* _Problem requirements_: Your answer must consist solely of the number of lines that contain the word "styles".
══ Records provided ══
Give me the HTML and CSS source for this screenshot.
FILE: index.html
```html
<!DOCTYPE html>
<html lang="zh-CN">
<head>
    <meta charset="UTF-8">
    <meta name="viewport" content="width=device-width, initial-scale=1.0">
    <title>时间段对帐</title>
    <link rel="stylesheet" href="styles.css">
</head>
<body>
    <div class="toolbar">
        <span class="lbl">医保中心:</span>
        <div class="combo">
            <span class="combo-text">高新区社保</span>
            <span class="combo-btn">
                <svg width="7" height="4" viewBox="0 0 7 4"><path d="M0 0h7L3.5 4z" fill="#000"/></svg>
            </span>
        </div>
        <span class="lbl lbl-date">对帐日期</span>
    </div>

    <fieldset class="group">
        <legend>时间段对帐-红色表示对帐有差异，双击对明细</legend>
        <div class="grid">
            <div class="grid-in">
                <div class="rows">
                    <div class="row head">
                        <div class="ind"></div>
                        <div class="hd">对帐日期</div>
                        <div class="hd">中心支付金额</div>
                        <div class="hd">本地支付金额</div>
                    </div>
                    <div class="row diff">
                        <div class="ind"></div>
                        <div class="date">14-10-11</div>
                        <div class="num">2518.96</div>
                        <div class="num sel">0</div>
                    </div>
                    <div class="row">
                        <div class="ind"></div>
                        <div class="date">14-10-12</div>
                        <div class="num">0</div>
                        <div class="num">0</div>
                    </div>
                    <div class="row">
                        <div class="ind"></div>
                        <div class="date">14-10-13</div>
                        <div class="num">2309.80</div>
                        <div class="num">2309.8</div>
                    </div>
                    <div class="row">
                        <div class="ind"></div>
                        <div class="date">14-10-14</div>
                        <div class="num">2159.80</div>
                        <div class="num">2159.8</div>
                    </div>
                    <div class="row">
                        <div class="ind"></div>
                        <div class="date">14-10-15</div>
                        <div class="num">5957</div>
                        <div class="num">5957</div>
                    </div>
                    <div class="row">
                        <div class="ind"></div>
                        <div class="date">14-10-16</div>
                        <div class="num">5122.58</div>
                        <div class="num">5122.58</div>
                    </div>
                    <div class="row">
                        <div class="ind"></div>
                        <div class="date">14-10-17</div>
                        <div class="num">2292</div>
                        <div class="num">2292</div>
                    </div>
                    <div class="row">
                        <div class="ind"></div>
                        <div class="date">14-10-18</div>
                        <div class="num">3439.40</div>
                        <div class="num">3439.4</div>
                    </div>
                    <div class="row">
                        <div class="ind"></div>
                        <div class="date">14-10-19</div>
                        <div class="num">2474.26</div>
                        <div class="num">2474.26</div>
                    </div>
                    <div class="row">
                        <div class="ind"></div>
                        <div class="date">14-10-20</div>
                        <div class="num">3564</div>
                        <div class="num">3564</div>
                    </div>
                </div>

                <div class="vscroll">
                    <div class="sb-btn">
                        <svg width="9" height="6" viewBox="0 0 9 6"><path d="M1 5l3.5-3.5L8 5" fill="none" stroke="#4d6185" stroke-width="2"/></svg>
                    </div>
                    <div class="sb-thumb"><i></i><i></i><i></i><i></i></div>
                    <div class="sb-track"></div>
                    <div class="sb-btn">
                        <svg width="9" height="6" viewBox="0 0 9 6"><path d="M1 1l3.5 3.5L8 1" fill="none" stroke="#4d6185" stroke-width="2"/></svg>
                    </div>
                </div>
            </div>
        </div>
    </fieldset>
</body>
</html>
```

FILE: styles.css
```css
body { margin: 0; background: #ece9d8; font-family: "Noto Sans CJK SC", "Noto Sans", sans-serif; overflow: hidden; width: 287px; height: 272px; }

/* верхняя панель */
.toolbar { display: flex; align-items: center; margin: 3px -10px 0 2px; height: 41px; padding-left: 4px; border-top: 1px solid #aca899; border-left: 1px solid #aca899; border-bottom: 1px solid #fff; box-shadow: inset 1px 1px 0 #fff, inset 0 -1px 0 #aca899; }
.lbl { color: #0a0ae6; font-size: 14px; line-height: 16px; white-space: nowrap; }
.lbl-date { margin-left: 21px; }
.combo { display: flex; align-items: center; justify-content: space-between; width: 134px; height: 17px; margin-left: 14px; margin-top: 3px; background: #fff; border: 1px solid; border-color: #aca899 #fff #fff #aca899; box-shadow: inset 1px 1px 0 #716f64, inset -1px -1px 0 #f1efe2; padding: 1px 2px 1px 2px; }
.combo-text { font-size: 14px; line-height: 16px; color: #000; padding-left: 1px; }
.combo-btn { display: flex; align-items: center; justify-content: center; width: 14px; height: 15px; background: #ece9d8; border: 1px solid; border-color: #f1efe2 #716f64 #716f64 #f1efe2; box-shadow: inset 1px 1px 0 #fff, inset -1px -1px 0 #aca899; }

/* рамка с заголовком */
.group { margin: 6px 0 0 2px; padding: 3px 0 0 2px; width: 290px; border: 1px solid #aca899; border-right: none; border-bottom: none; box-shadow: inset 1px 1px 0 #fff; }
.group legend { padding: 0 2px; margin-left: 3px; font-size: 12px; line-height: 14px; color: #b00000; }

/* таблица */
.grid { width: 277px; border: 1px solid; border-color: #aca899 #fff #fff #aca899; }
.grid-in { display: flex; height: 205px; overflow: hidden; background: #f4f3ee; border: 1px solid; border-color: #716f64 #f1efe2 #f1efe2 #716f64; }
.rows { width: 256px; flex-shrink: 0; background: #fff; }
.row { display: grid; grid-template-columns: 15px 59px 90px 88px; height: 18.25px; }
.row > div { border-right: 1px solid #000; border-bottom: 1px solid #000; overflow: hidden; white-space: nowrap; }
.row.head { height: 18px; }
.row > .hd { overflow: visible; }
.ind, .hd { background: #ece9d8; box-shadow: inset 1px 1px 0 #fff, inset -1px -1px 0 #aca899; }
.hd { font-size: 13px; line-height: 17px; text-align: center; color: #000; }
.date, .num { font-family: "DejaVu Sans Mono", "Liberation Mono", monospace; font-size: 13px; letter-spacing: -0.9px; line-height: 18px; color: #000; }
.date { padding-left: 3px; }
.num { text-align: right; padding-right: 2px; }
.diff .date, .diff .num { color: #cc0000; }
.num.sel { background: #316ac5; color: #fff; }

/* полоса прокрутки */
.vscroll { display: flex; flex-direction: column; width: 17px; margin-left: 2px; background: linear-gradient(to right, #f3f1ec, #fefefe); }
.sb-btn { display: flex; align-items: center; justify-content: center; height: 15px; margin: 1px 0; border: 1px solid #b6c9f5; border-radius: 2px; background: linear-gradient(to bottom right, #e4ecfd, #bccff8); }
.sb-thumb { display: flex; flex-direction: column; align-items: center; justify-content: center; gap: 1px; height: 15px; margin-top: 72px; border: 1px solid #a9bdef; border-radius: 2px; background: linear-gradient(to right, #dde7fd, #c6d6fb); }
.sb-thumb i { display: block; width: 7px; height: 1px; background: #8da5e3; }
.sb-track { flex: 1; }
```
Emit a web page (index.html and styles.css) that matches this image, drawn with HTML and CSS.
═══
* _Problem solution_: 3